The director makes some really wild stylistic choices on this film about two rival gangs getting into conflicts, after the boyfriend of gang leader Meiko Kaji fails to successfully rig a boxing match for the criminal organisation he works for, losing them a lot of money and potentially his life. There are the usual rivalries between the gangs and also the syndicate as the girls alternatively hide and do battle in a not overly bloody but decidedly nasty series of incidents as everyone crosses paths. It’s well acted but standard stuff in terms of story content but, as I said, it’s not shot in a standard way and it’s an absolute joy to watch.

For starters, the director will suddenly black out portions of the screen artificially to make new shapes. A moment during the titles, for example, has the credits staying where they are but the picture content is further narrowed down to a horizontal slat from the 2.35:1 aspect ratio it is already framed as. And he’ll do things like this to highlight different things at different points. Such as, in one scene, suddenly bringing the sides of the frame in so just the character who is the main subject of the shot is in his own, vertical slice so we can focus on his facial expressions. There’s even a point later on in the film, at the end of the boxing match which is so central to the plot, where he’ll just put washes of different bright colours filled in crudely around characters to isolate them within the frame. It’s not subtle but the rock and roll sensibility of the film and the aggressive editing we’re already used to... not to mention the groovy, psychedelic night club where the girls hang out and listen to the local rock group do their thing... means that the sudden introduction of techniques like this don’t feel in any way out of place with the tone of the movie. They just seem like a natural fit somehow.

Another thing he does, which is far from subtle, is to announce the time stamps in the film in a very ‘in your face’ way. The opening time check is the numbers reversed out of a big, green wash that flashes alternatively against the picture for a second or so and, similarly, he does this throughout with subsequent cards such as Saturday Night flashing  out of pink, Sunday Morning (heralding the moment when the rival gang bikes to the hiding place of our heroes, armed to the teeth) in orange, the denouement of Sunday Night flashing in crimson... perhaps to foreshadow the bloodiness of the fate of some of the characters... and Monday Morning flashing up out of magenta, for the final aftermath and farewell scene. They’re a bit like those rapid cuts Dennis Hopper uses in Easy Rider but with a time fix and it’s a great way for the director to burn the ‘documentary’ detail of the information (an old trick to add a certain weight to a fiction)  into the audience’s collective retina and to make sure we don’t miss it.

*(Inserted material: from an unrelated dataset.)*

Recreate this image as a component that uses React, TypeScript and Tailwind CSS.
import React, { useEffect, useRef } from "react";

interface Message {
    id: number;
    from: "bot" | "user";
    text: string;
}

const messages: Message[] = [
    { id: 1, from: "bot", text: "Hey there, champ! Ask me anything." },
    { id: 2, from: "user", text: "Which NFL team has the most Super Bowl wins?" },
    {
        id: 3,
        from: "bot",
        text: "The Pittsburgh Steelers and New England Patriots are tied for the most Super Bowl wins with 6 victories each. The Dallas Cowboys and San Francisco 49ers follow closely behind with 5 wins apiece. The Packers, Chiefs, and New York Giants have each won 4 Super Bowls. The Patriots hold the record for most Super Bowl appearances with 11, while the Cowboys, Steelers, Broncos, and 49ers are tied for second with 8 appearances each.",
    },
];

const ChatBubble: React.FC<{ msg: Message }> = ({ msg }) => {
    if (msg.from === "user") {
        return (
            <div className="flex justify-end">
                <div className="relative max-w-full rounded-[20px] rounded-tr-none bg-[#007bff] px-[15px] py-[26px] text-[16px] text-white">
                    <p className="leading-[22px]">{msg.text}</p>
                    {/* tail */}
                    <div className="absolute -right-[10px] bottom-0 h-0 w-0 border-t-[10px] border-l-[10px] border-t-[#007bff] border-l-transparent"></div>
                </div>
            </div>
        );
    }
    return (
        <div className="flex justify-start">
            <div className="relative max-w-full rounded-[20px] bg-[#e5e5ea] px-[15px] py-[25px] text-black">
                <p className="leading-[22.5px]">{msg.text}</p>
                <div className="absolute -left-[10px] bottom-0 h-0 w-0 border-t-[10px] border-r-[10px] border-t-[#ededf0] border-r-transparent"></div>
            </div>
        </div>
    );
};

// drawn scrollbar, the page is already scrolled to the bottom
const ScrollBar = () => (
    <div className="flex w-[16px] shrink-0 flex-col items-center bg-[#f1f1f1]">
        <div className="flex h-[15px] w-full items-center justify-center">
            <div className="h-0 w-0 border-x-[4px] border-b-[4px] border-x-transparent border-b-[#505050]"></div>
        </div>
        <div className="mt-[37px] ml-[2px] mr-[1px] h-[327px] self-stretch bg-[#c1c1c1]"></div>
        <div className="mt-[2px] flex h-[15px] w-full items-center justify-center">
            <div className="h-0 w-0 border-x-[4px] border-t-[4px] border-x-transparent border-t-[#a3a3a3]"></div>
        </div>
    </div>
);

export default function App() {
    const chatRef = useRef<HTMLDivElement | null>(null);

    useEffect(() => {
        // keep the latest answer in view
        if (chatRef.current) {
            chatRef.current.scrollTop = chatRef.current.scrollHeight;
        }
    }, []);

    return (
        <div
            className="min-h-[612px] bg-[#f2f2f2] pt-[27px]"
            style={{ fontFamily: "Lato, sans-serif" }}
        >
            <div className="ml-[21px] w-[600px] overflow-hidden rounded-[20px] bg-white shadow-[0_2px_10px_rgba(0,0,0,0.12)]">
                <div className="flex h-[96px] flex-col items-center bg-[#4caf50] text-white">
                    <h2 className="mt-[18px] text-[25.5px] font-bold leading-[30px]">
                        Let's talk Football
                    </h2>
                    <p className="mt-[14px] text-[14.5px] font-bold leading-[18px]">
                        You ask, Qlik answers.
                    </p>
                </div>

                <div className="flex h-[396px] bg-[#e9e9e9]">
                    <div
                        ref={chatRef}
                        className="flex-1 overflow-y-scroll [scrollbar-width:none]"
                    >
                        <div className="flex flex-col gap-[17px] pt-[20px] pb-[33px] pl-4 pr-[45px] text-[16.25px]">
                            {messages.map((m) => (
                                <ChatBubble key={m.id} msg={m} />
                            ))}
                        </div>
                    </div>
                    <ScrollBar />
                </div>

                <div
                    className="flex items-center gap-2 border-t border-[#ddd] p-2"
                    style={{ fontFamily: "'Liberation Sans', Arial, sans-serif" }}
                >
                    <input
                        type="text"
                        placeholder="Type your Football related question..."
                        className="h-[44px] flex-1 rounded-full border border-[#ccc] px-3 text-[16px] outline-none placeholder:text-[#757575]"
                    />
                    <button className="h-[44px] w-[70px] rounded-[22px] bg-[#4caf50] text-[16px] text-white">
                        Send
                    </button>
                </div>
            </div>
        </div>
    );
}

I was just in awe of the way this film looks, to be quite honest, especially for the first two thirds. There’s a wonderful moment where Meiko Kaji follows her boyfriend into a street to talk to him. They are only about six feet apart but the director suddenly goes into a split screen and, rather than to show us two separate, simultaneous incidents, the director uses it to dislocate the space of the conversation from our perceptions and focus us on different perspectives. So the boyfriend is in the left half of the screen in long shot, more or less in profile, looking back over his shoulder at his girlfriend but, Kaji is in close up at a different angle dominating the right of the screen... it’s fantastic stuff and a really arresting way of staging the conversation. Then Hasebe reverses it so the boyfriend is in a close up and Kaji is shot from a longer distance. It’s just incredible stuff.

Even the action scenes, such as the fights with the fluid but fast camera movements which will then pull right back to give you a shot of the action all taking place at once as several ‘girl versus girl’ combat scenes are happening simultaneously, makes the whole film completely enthralling. It’s like watching a rock video (the soundtrack to this is cool although, some of the night club songs lose their edge a little) and it’s one of those films you can watch with your toes tapping all the time.

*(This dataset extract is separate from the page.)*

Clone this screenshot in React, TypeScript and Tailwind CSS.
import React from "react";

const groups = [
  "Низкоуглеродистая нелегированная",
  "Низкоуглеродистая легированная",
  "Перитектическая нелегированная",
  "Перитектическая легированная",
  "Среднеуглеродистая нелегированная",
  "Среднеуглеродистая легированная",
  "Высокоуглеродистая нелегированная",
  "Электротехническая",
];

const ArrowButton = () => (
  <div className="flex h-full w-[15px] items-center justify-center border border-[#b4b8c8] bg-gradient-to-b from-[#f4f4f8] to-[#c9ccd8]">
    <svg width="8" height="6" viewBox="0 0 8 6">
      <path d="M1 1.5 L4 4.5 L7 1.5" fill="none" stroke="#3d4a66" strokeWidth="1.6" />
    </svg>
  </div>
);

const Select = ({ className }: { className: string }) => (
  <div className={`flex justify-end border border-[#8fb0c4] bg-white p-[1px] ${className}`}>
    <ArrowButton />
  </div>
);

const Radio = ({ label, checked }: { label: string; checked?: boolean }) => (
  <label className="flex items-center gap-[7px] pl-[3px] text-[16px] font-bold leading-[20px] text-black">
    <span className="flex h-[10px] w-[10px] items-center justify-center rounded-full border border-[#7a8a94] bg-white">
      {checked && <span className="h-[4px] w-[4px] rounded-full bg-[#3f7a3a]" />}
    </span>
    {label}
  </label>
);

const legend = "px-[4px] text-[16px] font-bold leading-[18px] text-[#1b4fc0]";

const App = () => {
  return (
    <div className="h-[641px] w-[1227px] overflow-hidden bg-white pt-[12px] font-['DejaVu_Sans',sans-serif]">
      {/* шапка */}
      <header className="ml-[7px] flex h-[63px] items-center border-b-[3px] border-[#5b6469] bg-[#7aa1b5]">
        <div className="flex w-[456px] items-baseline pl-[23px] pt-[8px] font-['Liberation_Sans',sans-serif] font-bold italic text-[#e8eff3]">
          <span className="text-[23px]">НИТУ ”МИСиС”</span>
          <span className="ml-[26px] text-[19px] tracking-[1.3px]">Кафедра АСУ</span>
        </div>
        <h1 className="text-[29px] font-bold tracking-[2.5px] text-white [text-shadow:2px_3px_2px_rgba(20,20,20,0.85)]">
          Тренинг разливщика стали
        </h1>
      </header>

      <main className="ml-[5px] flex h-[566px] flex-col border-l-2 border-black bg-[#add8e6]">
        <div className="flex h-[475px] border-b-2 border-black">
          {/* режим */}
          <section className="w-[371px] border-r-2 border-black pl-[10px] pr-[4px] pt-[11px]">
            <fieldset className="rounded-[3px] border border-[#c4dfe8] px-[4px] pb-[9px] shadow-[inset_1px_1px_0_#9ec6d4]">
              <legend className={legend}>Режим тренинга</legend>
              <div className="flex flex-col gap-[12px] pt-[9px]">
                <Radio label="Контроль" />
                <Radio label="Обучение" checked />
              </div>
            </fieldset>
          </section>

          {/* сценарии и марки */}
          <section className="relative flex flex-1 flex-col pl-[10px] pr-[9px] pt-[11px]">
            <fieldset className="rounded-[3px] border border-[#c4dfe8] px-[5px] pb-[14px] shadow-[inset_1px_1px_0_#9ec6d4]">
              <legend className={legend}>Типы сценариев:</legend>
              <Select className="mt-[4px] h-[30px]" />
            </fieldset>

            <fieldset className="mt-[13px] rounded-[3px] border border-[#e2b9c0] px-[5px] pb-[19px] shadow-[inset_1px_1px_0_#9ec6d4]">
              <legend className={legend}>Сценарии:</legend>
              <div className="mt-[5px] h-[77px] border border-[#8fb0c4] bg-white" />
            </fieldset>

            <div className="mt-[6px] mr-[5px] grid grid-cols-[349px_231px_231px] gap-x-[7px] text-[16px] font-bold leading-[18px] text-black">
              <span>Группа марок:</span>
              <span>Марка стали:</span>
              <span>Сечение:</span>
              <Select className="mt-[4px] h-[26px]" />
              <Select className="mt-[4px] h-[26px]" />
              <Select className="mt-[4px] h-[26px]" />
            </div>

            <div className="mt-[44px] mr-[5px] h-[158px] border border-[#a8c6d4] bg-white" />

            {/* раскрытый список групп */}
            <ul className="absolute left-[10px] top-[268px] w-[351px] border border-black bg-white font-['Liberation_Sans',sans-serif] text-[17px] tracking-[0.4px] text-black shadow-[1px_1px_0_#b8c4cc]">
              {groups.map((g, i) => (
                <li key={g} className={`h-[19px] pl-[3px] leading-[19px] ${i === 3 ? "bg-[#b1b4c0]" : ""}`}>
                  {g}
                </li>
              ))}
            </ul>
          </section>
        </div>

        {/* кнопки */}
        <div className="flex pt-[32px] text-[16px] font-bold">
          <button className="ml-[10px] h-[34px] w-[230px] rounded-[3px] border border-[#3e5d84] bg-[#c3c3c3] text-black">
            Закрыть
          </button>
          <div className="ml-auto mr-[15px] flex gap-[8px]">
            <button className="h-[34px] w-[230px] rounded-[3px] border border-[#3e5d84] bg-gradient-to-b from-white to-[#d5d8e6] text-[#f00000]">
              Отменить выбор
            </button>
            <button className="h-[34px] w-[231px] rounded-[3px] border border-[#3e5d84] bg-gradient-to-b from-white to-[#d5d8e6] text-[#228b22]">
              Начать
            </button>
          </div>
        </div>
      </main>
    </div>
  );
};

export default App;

And as if this wasn’t enough... the acting and chemistry from the actors, many of whom I’ve seen in other films (I just can’t put names to faces here) is just amazing. I mean, Meiko Kaji is always great to watch and the tough attitude she conveys coupled with her strong screen presence means you’re always onto a winner (even this early on in her career). However, as brilliant as she is here... and she is... she’s kind of playing second fiddle to the wonderful, attitude filled, tough gal role of Akiko Wada’s lone wolf... err... stray cat kind of character, charming all the girls here who revel in her coolness in a way which almost brings a sapphic admiration to the front (which I’m sure was probably a deliberate move on the part of the director but it’s not spelled out too much here). She’s pretty amazing in this and she and Kaji make a rip roaring pair of main protagonists to get behind on this kaleidoscopic whirlwind of a movie (kaleidoscopic to the point where the director even rotates the frame 360 degrees in one club scene).  

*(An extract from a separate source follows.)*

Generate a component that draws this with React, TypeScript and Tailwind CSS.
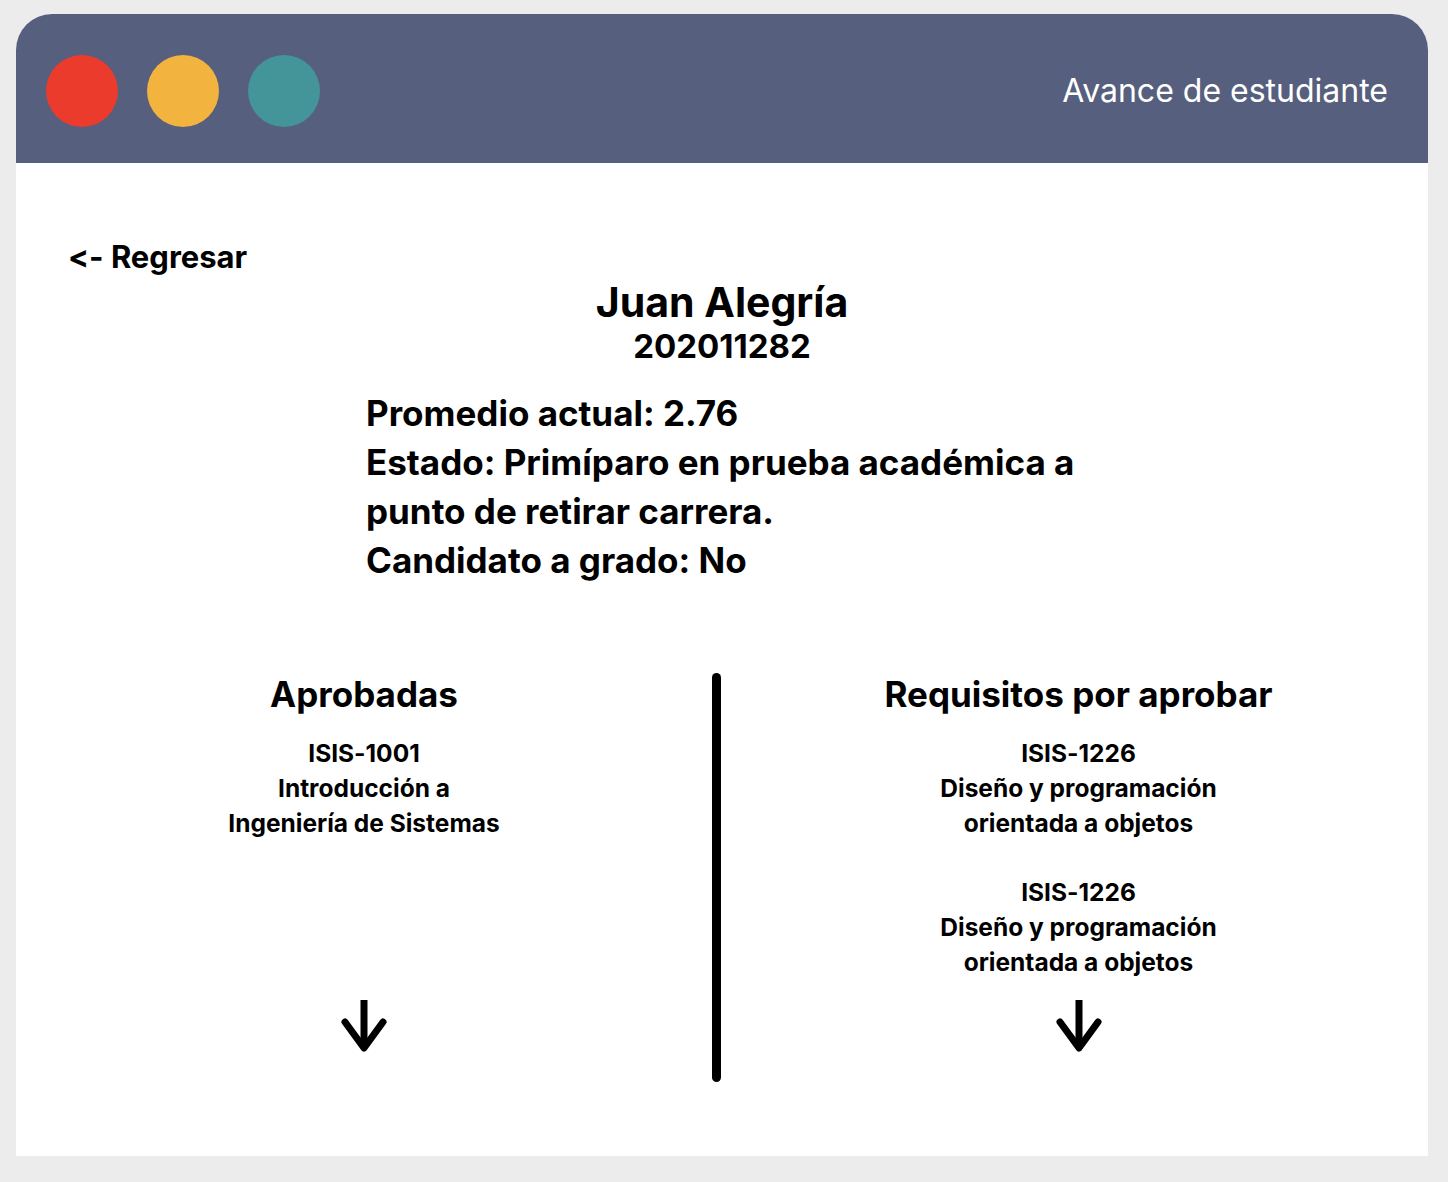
import React from "react";

const font = { fontFamily: "Inter, 'Noto Sans', sans-serif" };

function ArrowDown() {
  return (
    <svg width="48" height="54" viewBox="0 0 48 54" fill="none">
      <path d="M24 1 V48" stroke="black" strokeWidth="7" />
      <path d="M5 23 L24 49 L43 23" stroke="black" strokeWidth="7" strokeLinecap="round" strokeLinejoin="round" />
    </svg>
  );
}

function Course({ code, lines }: { code: string; lines: string[] }) {
  return (
    <div className="text-center text-[24.5px] leading-[35px] font-bold text-black">
      <p>{code}</p>
      {lines.map((l) => (
        <p key={l}>{l}</p>
      ))}
    </div>
  );
}

export default function App() {
  return (
    <div
      className="min-h-[1182px] bg-[#ececec] pt-[14px] pl-[16px] [font-feature-settings:'calt'_0,'liga'_0]"
      style={font}
    >
      <div className="w-[1412px] h-[1142px] bg-white rounded-t-[36px] overflow-hidden flex flex-col">
        {/* title bar */}
        <div className="h-[149px] bg-[#565f7e] flex items-center justify-between pl-[30px] pr-[40px] pt-[5px]">
          <div className="flex gap-[29px]">
            <div className="w-[72px] h-[72px] rounded-full bg-[#eb3b2c]" />
            <div className="w-[72px] h-[72px] rounded-full bg-[#f3b33f]" />
            <div className="w-[72px] h-[72px] rounded-full bg-[#44959a]" />
          </div>
          <span className="text-white text-[32px] font-normal">Avance de estudiante</span>
        </div>

        {/* body */}
        <div className="flex-1 flex flex-col pt-[74px]">
          <button className="self-start ml-[52px] text-[31px] leading-[40px] font-bold text-black [font-feature-settings:'calt'_0,'liga'_0]">
            {"<- Regresar"}
          </button>
          <h1 className="text-center text-[41px] leading-[48px] font-bold text-black mt-[1px]">
            Juan Alegría
          </h1>
          <p className="text-center text-[33px] leading-[40px] font-bold text-black">
            202011282
          </p>

          <div className="ml-[350px] mt-[23px] text-[35px] leading-[49px] font-bold text-black">
            <p>Promedio actual: 2.76</p>
            <p>
              Estado: Primíparo en prueba académica a
              <br />
              punto de retirar carrera.
            </p>
            <p>Candidato a grado: No</p>
          </div>

          <div className="mt-[88px] h-[409px] grid grid-cols-[696px_9px_1fr]">
            <div className="flex flex-col items-center pb-[29px]">
              <h2 className="text-[35px] leading-[42px] font-bold text-black">Aprobadas</h2>
              <div className="mt-[21px]">
                <Course code="ISIS-1001" lines={["Introducción a", "Ingeniería de Sistemas"]} />
              </div>
              <div className="mt-auto">
                <ArrowDown />
              </div>
            </div>

            <div className="bg-black rounded-full" />

            <div className="flex flex-col items-center pl-[8px] pb-[29px]">
              <h2 className="text-[35px] leading-[42px] font-bold text-black">
                Requisitos por aprobar
              </h2>
              <div className="mt-[21px]">
                <Course code="ISIS-1226" lines={["Diseño y programación", "orientada a objetos"]} />
              </div>
              <div className="mt-[34px]">
                <Course code="ISIS-1226" lines={["Diseño y programación", "orientada a objetos"]} />
              </div>
              <div className="mt-auto">
                <ArrowDown />
              </div>
            </div>
          </div>
        </div>
      </div>
    </div>
  );
}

With all this plus an unusual beach buggy versus motorcycle chase, this film is an absolute wonder and, despite some warnings in the back of the booklet about the ‘rawness’ of certain aspects and why they’ve made the restoration decisions they have (bearing in mind I don’t think Arrow restored these themselves, possibly), the film looks absolutely brilliant with a very clear transfer and no picture damage that I could see. Literally, my one grumble was that I wish they’d subtitled one or two more of the Japanese language songs sung by the random groups in the film but, it doesn’t detract from the movie in any way and, frankly, I just loved this first entry in the series. I’m not sure the second one can live up to it but I’ll find out very soon. I’d recommend this to pretty much anyone who wants to see how brilliant the aesthetic visual language of cinema can be utilised to tell even a basic story and capture the imagination. Stray Cat Rock - Delinquent Girl Boss is a real assault on the senses but, you know, not in a bad way and I can’t wait to see what’s in store next (although this director doesn’t return to the series until the third film).